Mark lynas’ book ‘The God Species’ is one of a number of recent books that offer planet-scale strategies for a sustainable future. See Stern’s ‘Blueprint for a Safer Planet’ for a good example. Lynas’ book is a welcome addition to the canon, not because I agree with it all, but because it is sure to spark debate about these strategies and debate is much needed.
I enjoyed the strategic reach of the book; he doesn’t get into much detail on any strategy but concentrates on setting out the problems and highlights some solutions. He doesn’t suggest that he has all the answers, but instead says that identifying the problem and agreeing to solve it is the first major step that we need to take.
The book looks at the large scale impact of human activity and suggests that there are planetary boundaries that we should not cross. The concept of ‘Planetary Boundaries’ was developed here and posits that there are nine limits or boundaries that we must stay within if we are to maintain the biosphere as it is, and guarantee a safe future for mankind. Some of these, such as the maximum amount of CO2 in the atmosphere (350ppm) are familiar. Some others, such as the amount of nitrogen in the planetary system, are not widely debated or understood. There is a table of the boundaries and our current position in relation to them here
Lynas argues persuasively that because human impacts are already global and cannot be undone, we should accept responsibility for them and act to actively manage them. This gives rise to the title, and suggests, unhelpfully in my opinion, that we should stop acting like people and act like gods instead. (I disagree here, we need to be more humble as a species, not more arrogant)
Lynas is critical of some members of the environmental movement, saying that they focus too much on Utopian ideals and not enough on practical solutions. He is prepared to sacrifice some of the sacred cows of environmentalism, such as opposition to nuclear power, limiting growth, the use of Genetically Modified Organisms and reducing consumption, and suggests that the way to environmental success is to direct activity towards management of these activities through technical ingenuity rather than confronting them head-on.
He argues persuasively for fast breeder reactors and thorium fuels, even for Genetically Modified Organisms, but I was unconvinced by his argument that ‘...our job as modern, knowledgeable humans is to use all the tools at our disposal to avoid trespassing over these boundaries-at the same time as we must seek to allow the growth in human prosperity and numbers to continue for the foreseeable future‘
It seems contradictory to me that we would decide to behave like gods to manage our food supply, energy supply and our land but decide to step back from population, behaviour and growth.
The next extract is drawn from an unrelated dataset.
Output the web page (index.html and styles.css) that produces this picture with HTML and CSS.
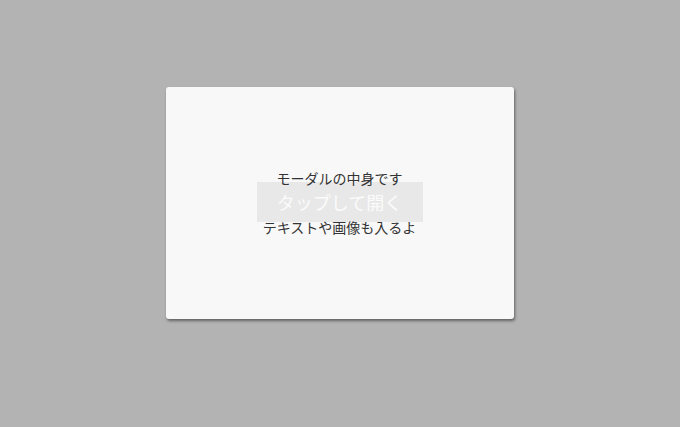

He even contradicts himself by suggesting that we need to change our lifestyles in terms of the amount of water that we use, and that this should be privatized and metered to restrict supply. I agree that behavior and aspirations are among the more difficult issues to tackle, but what are ‘gods’ for if not to tackle the difficult issues?
Underlying the concept of the book is the optimistic belief that we humans are capable of understanding Nature, redesigning our impacts to manage away the damage that we have done and continue to do, and to develop our role as benign managers of Nature. This is an appealing prospect, but there is little evidence presented of our ability to do so. Lynas uses the example of our success in dealing with ozone production as evidence of our ability to act as planetary managers. This is dubious; the production of a relatively small amount of a relatively small number of pollutants by a relatively small number of companies was fairly easy to change and doesn’t really tell us anything about dealing with other planet-scale problems. What the ozone layer problem does teach us is that even small amounts of tinkering with the biosphere can have unexpected and potentially disastrous consequences, it was more luck than design that we managed to find this problem and solve it before it became a serious problem.
Lynas then goes on to suggest that further tinkering with the biosphere may be necessary to avoid climate change impacts, as though science has passed some technical boundary and the impact of such tinkering can now be quantified and anticipated in virtual laboratories. This seems like hubris to me, and postulates a level of comptence for our species that we are not able to match. I don’t deny that we may be able to at some time in our future, but that future seems distant to me. There are small pockets of the world where we have managed our impacts by creating reservations for protected areas and species. But the level of management in these reservations is extremely crude and doesn’t always work, and we cannot turn the planet into one giant reserve. Lynas makes an ambitious claim on behalf of humanity, that we are capable of managing our future, but cannot back it up.
I welcome this book, its scope is ambitious, and the questions he asks are some of the most important questions for our species. What are the safe limits to our impacts on this planet, and what must we do to manage our impacts to stay within those limits? Lynas cannot answer them all, no-one can. But he should be congratulated for asking them, and in popularising the concept of Planetary Boundaries he does us all a valuable service.